Since none of this, including my own comments, are really on topic for this thread, I suggest we just let it go. Sorry for the detour folks.
David Roberts
My BS meter isn’t perfect, but I think I’m with David on this one. There’s just too much about it that doesn’t ring true. And here’s why:
1. It seems that John’s purpose was not to seek help but rather to establish a position: gay relationships are not long lasting. He stated his position and then tried to support it by claiming statistics (or observed statistics) and then an anecdotal story. It seemed more like an argument than an appeal.
2. John uses language that is specific to those who are in (or have contact with) anti-gay activist organizations. The term “lifestyle” is almost never used within any gay setting (especially by a 23 year old) and thus would not be the first phrase that came to mind for someone unfamiliar with anti-gay arguments.
3. John uses a phrase that is foreign to the gay community: “growing old in…”. Usually someone who was gay that was expressing this concern would say “growing old gay”. It’s a matter of an active tense (in) being applied. Most gay people think gay is something they are rather than something they are in.
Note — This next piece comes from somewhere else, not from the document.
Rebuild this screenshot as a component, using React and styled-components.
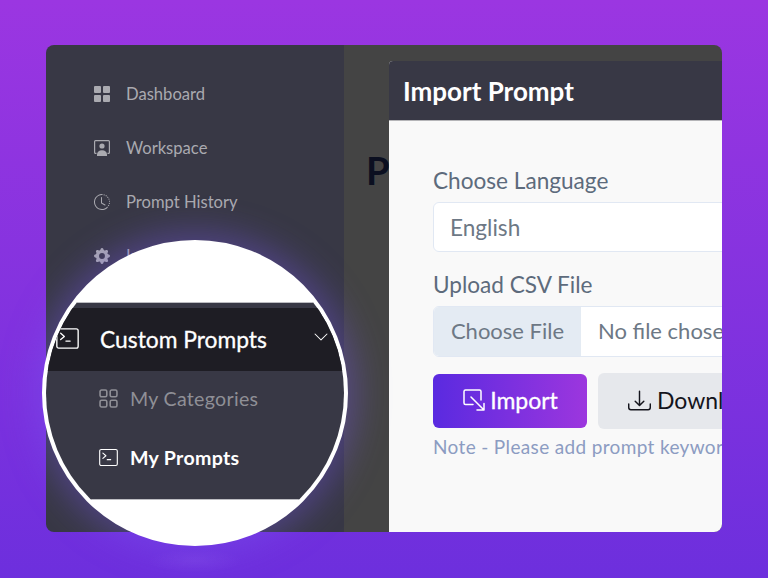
import React from "react";
import styled, { createGlobalStyle } from "styled-components";
import { BsClockHistory, BsGearFill, BsChevronDown, BsDownload } from "react-icons/bs";

const Global = createGlobalStyle`
  html, body { margin: 0; padding: 0; width: 768px; height: 578px; overflow: hidden; }
  * { box-sizing: border-box; }
  body { font-family: Lato, "Noto Sans", sans-serif; }
`;

const Stage = styled.div`
  position: relative;
  width: 768px;
  height: 578px;
  padding: 45px 46px 46px;
  background: linear-gradient(180deg, #9b36e1 0%, #6d2fdd 100%);
  overflow: hidden;
`;
const Card = styled.div`
  display: flex;
  height: 487px;
  border-radius: 8px;
  overflow: hidden;
`;
const Sidebar = styled.nav`
  flex: 0 0 298px;
  display: flex;
  flex-direction: column;
  gap: 30px;
  padding: 37px 0 0 48px;
  background: #383845;
`;
const NavItem = styled.div`
  display: flex;
  align-items: center;
  gap: 16px;
  height: 24px;
  padding-bottom: 1px;
  font-size: 16.6px;
  color: #aaaab0;
  svg { flex: none; width: 16px; height: 16px; }
`;
const Main = styled.main`
  position: relative;
  flex: 1;
  padding: 100px 0 0 22px;
  background: #444444;
`;
const Heading = styled.h1`
  margin: 0;
  font-size: 38px;
  line-height: 50px;
  font-weight: 700;
  color: #0b0f20;
`;
const Modal = styled.section`
  position: absolute;
  top: 16px;
  left: 45px;
  width: 480px;
  bottom: 0;
  display: flex;
  flex-direction: column;
  border-top-left-radius: 4px;
  overflow: hidden;
  background: #f9f9f9;
`;
const ModalHeader = styled.header`
  display: flex;
  align-items: center;
  flex: none;
  height: 60px;
  padding-left: 14px;
  background: #383845;
  border-bottom: 1px solid #b5b5b8;
  font-size: 26px;
  font-weight: 700;
  color: #fff;
`;
const ModalBody = styled.div`
  display: flex;
  flex-direction: column;
  padding: 44px 0 0 44px;
`;
const Label = styled.label`
  height: 32px;
  line-height: 32px;
  font-size: 22.6px;
  color: #5d6b7c;
`;
const Select = styled.div`
  display: flex;
  align-items: center;
  height: 50px;
  margin: 5px 0 17px;
  padding-left: 16px;
  background: #fff;
  border: 1px solid #e1e8f3;
  border-radius: 6px;
  font-size: 22.6px;
  color: #6d7885;
`;
const FileField = styled.div`
  display: flex;
  height: 51px;
  margin-top: 5px;
  background: #fff;
  border: 1px solid #e1e8f3;
  border-radius: 6px;
  overflow: hidden;
  font-size: 22px;
  color: #6d7885;
`;
const FileButton = styled.div`
  display: flex;
  align-items: center;
  justify-content: center;
  flex: 0 0 147px;
  padding-bottom: 3px;
  background: #e4ebf3;
`;
const FileName = styled.div`
  display: flex;
  align-items: center;
  padding: 0 0 3px 17px;
  white-space: nowrap;
`;
const Actions = styled.div`
  display: flex;
  align-items: center;
  gap: 11px;
  margin-top: 16px;
`;
const Button = styled.div`
  display: flex;
  align-items: center;
  justify-content: ${(p) => (p.$primary ? "center" : "flex-start")};
  gap: ${(p) => (p.$primary ? "4px" : "6px")};
  width: ${(p) => (p.$primary ? "154px" : "190px")};
  height: ${(p) => (p.$primary ? "54px" : "56px")};
  padding: 0 0 2px ${(p) => (p.$primary ? "0" : "30px")};
  border-radius: 6px;
  font-size: 23px;
  color: ${(p) => (p.$primary ? "#fff" : "#14141c")};
  -webkit-text-stroke: ${(p) => (p.$primary ? "0.3px #fff" : "0")};
  background: ${(p) => (p.$primary ? "linear-gradient(90deg, #5a2ae0, #9c36de)" : "#e6e8ec")};
  svg { flex: none; }
`;
const Note = styled.p`
  margin: 7px 0 0;
  font-size: 19px;
  line-height: 22px;
  letter-spacing: 0.35px;
  white-space: nowrap;
  color: #8c9cc2;
`;
const Lens = styled.div`
  position: absolute;
  left: 42px;
  top: 240px;
  width: 306px;
  height: 306px;
  padding-top: 58px;
  border: 4px solid #fff;
  border-radius: 50%;
  background: #fff;
  overflow: hidden;
  box-shadow: 0 0 34px 8px rgba(122, 88, 240, 0.38);
`;
const LensBand = styled.div`
  height: 198px;
  background: #383845;
  border-top: 1px solid #bdbdc2;
  border-bottom: 1px solid #bdbdc2;
  padding-top: 5px;
`;
const LensHeader = styled.div`
  display: flex;
  align-items: center;
  height: 63px;
  padding: 0 15px 2px 10px;
  background: #1e1d24;
  color: #fff;
  font-size: 22.8px;
  -webkit-text-stroke: 0.3px #fff;
  > svg:first-child { width: 23px; height: 23px; margin-right: 21px; }
  > svg:last-child { width: 16px; height: 16px; margin-left: auto; margin-bottom: 4px; }
`;
const SubItem = styled.div`
  display: flex;
  align-items: center;
  gap: 12px;
  height: 59px;
  padding: 0 0 4px 53px;
  font-size: 19.6px;
  font-weight: ${(p) => (p.$active ? 700 : 400)};
  letter-spacing: 0.3px;
  color: ${(p) => (p.$active ? "#fff" : "#8f8f96")};
  svg { flex: none; width: 19px; height: 19px; }
`;
const Dither = styled.div`
  position: absolute;
  left: 148px;
  top: 549px;
  width: 94px;
  height: 24px;
  border-radius: 50%;
  background: radial-gradient(closest-side, rgba(140, 90, 235, 0.25), rgba(140, 90, 235, 0));
`;

const ImportIcon = () => (
  <svg width="24" height="24" viewBox="0 0 24 24" fill="none" stroke="#fff" strokeWidth="1.5" strokeLinecap="round" strokeLinejoin="round">
    <path d="M19 12V3.500a1.500 1.500 0 0 0-1.500-1.500H3.500A1.500 1.500 0 0 0 2 3.500V15a1.500 1.500 0 0 0 1.500 1.500H11" />
    <path d="M9 9l13 13M22 15.500V22h-7" />
  </svg>
);
const DashboardIcon = () => (
  <svg viewBox="0 0 16 16" fill="currentColor">
    <rect x="0" y="0" width="7" height="7" rx="1" />
    <rect x="9" y="0" width="7" height="7" rx="1" />
    <rect x="0" y="9" width="7" height="7" rx="1" />
    <rect x="9" y="9" width="7" height="7" rx="1" />
  </svg>
);
const WorkspaceIcon = () => (
  <svg viewBox="0 0 16 16" fill="currentColor">
    <path d="M2.500 14H1.500A1.500 1.500 0 0 1 0 12.500v-11A1.500 1.500 0 0 1 1.500 0h13A1.500 1.500 0 0 1 16 1.500v11a1.500 1.500 0 0 1-1.500 1.500h-1V12.800h1a.3.3 0 0 0 .3-.3v-11a.3.3 0 0 0-.3-.3h-13a.3.3 0 0 0-.3.3v11a.3.3 0 0 0 .3.3h1z" />
    <circle cx="8" cy="6" r="2.600" />
    <path d="M3 16v-1.600C3 12 5 10.200 8 10.200s5 1.800 5 4.200V16z" />
  </svg>
);
const TerminalIcon = () => (
  <svg viewBox="0 0 22 20" fill="none" stroke="currentColor" strokeWidth="1.3" strokeLinecap="round" strokeLinejoin="round">
    <rect x="0.800" y="0.800" width="20.400" height="18.400" rx="1.800" />
    <path d="M4.500 5l3.500 3-3.500 3M9.500 12.500h4" />
  </svg>
);
const CategoriesIcon = () => (
  <svg viewBox="0 0 18 18" fill="none" stroke="currentColor" strokeWidth="1.500">
    <rect x="1" y="1" width="6.400" height="6.400" rx="1.400" />
    <rect x="10.600" y="1" width="6.400" height="6.400" rx="1.400" />
    <rect x="1" y="10.600" width="6.400" height="6.400" rx="1.400" />
    <rect x="10.600" y="10.600" width="6.400" height="6.400" rx="1.400" />
  </svg>
);

export default function App() {
  return (
    <>
      <Global />
      <Stage>
        <Card>
          <Sidebar>
            <NavItem><DashboardIcon />Dashboard</NavItem>
            <NavItem><WorkspaceIcon />Workspace</NavItem>
            <NavItem><BsClockHistory />Prompt History</NavItem>
            <NavItem><BsGearFill />Integrations</NavItem>
          </Sidebar>
          <Main>
            <Heading>Prompts</Heading>
            <Modal>
              <ModalHeader>Import Prompt</ModalHeader>
              <ModalBody>
                <Label>Choose Language</Label>
                <Select>English</Select>
                <Label>Upload CSV File</Label>
                <FileField>
                  <FileButton>Choose File</FileButton>
                  <FileName>No file chosen</FileName>
                </FileField>
                <Actions>
                  <Button $primary><ImportIcon />Import</Button>
                  <Button><BsDownload size={23} />Download</Button>
                </Actions>
                <Note>Note - Please add prompt keywords in the CSV file</Note>
              </ModalBody>
            </Modal>
          </Main>
        </Card>
        <Lens>
          <LensBand>
            <LensHeader><TerminalIcon /><span>Custom Prompts</span><BsChevronDown /></LensHeader>
            <SubItem><CategoriesIcon />My Categories</SubItem>
            <SubItem $active><TerminalIcon />My Prompts</SubItem>
          </LensBand>
        </Lens>
        <Dither />
      </Stage>
    </>
  );
}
4. The idea that gay people are “jealous of their relationship” is pure hype. No one within the community EVER expresses this term, and if they did they would not phrase it that way. Yet this is something that is a constant part of the anti-gay propaganda machine (I think this exact phrase is used in the video “It’s Not Gay”).
My conclusion is that John is not an actual gay person and, in fact, has little or no contact with actual gay people. Those who are quick to assume the opposite may want to rethink their motivation to do so.
Because I suspect John is a troll, I’ll avoid addressing his remarks specifically.
Moderator Action: Posting lengthy sections of scripture is not a comment nor does it contribute to debate, therefore it has been removed. You are welcome to comment, even to a thread this old, as long as it is germane and within our guidelines.